Austin’s Swamp-Pop, Soul Outfit ~ Shinyribs ~ Bring On The Dance Party with New Single “All The Best Things” - out Today
Austin’s Shinyribs are set to unveil their newest single, the vibey feel-good “All The Best Things,” out today. The damn-near-disco thumper is the 3rd single from the upcoming Transit Damage, and highlights the essence of the Shinyribs sound. Main man Kevin Russell describes the song: “It’s about not being able to see the forest for the trees. It's about not being able to see the sky because of all the bugs on the windshield. It's about not being able to expand your consciousness and see a bigger picture, see a better thing, at any given moment. It's right there in front of you. All the best things, right there, in front of you.”

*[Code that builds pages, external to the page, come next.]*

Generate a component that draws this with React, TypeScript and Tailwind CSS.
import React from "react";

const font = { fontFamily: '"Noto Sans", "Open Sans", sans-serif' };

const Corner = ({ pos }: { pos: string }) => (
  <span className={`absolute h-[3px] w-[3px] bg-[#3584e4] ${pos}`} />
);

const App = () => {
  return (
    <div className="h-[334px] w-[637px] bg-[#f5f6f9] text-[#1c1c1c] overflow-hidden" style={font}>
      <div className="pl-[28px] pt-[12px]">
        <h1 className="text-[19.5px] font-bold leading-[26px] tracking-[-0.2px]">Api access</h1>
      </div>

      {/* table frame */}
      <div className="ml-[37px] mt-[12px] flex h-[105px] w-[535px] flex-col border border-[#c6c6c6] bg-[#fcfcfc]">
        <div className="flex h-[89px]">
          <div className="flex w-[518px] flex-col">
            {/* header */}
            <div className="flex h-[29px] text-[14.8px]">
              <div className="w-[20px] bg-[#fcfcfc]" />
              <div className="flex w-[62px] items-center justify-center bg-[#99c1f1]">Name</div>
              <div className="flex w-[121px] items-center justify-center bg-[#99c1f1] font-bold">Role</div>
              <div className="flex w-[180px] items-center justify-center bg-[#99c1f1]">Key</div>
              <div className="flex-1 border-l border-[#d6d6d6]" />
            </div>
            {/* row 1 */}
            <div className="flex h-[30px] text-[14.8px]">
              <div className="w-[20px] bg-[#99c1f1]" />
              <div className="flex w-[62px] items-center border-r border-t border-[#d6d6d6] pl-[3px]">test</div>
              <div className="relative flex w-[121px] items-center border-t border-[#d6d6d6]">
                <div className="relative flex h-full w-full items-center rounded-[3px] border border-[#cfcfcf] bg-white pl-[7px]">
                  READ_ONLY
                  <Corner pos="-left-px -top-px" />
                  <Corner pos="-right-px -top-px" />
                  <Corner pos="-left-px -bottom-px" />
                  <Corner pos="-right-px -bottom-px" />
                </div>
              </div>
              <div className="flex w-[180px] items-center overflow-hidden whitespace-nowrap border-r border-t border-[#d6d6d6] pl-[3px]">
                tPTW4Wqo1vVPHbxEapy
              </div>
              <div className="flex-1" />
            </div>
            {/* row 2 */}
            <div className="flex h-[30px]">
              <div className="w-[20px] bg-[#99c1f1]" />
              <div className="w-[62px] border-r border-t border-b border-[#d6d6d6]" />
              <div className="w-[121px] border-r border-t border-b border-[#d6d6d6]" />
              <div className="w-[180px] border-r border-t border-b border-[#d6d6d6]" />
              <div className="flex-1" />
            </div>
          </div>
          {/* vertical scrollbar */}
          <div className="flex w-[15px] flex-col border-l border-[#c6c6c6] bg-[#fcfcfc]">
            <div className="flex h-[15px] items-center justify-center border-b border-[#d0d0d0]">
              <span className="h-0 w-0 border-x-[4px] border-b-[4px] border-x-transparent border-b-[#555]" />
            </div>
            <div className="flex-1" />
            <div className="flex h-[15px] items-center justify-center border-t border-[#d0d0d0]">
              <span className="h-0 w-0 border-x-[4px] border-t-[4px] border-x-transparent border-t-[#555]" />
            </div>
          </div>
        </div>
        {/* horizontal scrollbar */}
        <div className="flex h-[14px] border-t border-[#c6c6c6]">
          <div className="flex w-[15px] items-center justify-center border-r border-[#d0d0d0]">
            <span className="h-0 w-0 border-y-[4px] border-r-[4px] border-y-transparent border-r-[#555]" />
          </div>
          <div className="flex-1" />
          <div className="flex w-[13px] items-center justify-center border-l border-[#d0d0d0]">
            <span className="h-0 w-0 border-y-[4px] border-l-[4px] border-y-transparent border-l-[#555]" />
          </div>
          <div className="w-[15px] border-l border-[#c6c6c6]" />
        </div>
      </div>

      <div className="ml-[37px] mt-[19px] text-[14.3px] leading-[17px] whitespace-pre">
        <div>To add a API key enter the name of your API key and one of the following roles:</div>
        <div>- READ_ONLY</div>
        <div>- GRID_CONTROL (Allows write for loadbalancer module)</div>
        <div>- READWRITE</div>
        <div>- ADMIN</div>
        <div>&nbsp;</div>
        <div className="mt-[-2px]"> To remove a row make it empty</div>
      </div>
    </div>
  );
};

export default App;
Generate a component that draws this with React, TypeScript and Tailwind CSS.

Couching Zen meditation into a guaranteed dance floor filler, the track features the soothing harmonic background vocals courtesy of the Shiny Soul Sisters (Alice Spencer and Courtney Santana) perfectly intertwined with the smooth croon of leader Russell. The addition of dynamic brass sounds comes from the band's own Tijuana Trainwreck Horns, a trio comprised of saxophonist Mark Wilson, trombonist Paul Demeer, trumpeter Tiger Anaya and augmented by Ulrican Williams’ trombone - make the song a new party staple for fans of the Ribs! Transit Damage, the groups ninth studio album, was produced by Grammy winner Steve Berlin (Los Lobos, Raul Malo, Deer Tick) and is slated for release on July 14, 2023 through a new label deal with Jesse Dayton’s Hardcharger imprint and our label.
Just who is Shinyribs? It’s a sprawling nine, sometimes 10-piece cast, but ultimately it is the funky brainchild of Kevin Russell, who grew up in Beaumont, TX and Shreveport, LA, the cradle of the swamp pop and bayou R&B sounds that drip off his fingers like honey and hot sauce nowadays. Think Gulf Coast meets Muscle Shoals with strong pop-song structures and their trademark need to get up and dance. The evolution of Shinyribs came about when Kevin began playing a solo residency under that moniker - after an incident involving Russell buying a homeless woman a plate of ribs in a Houston club in the mid-2000s. “I was already a lover of New Orleans R&B from the ‘40s and ‘50s,” says Russell. “That music is some of my favorite music ever. Suddenly I realized I could play that style with these horns.”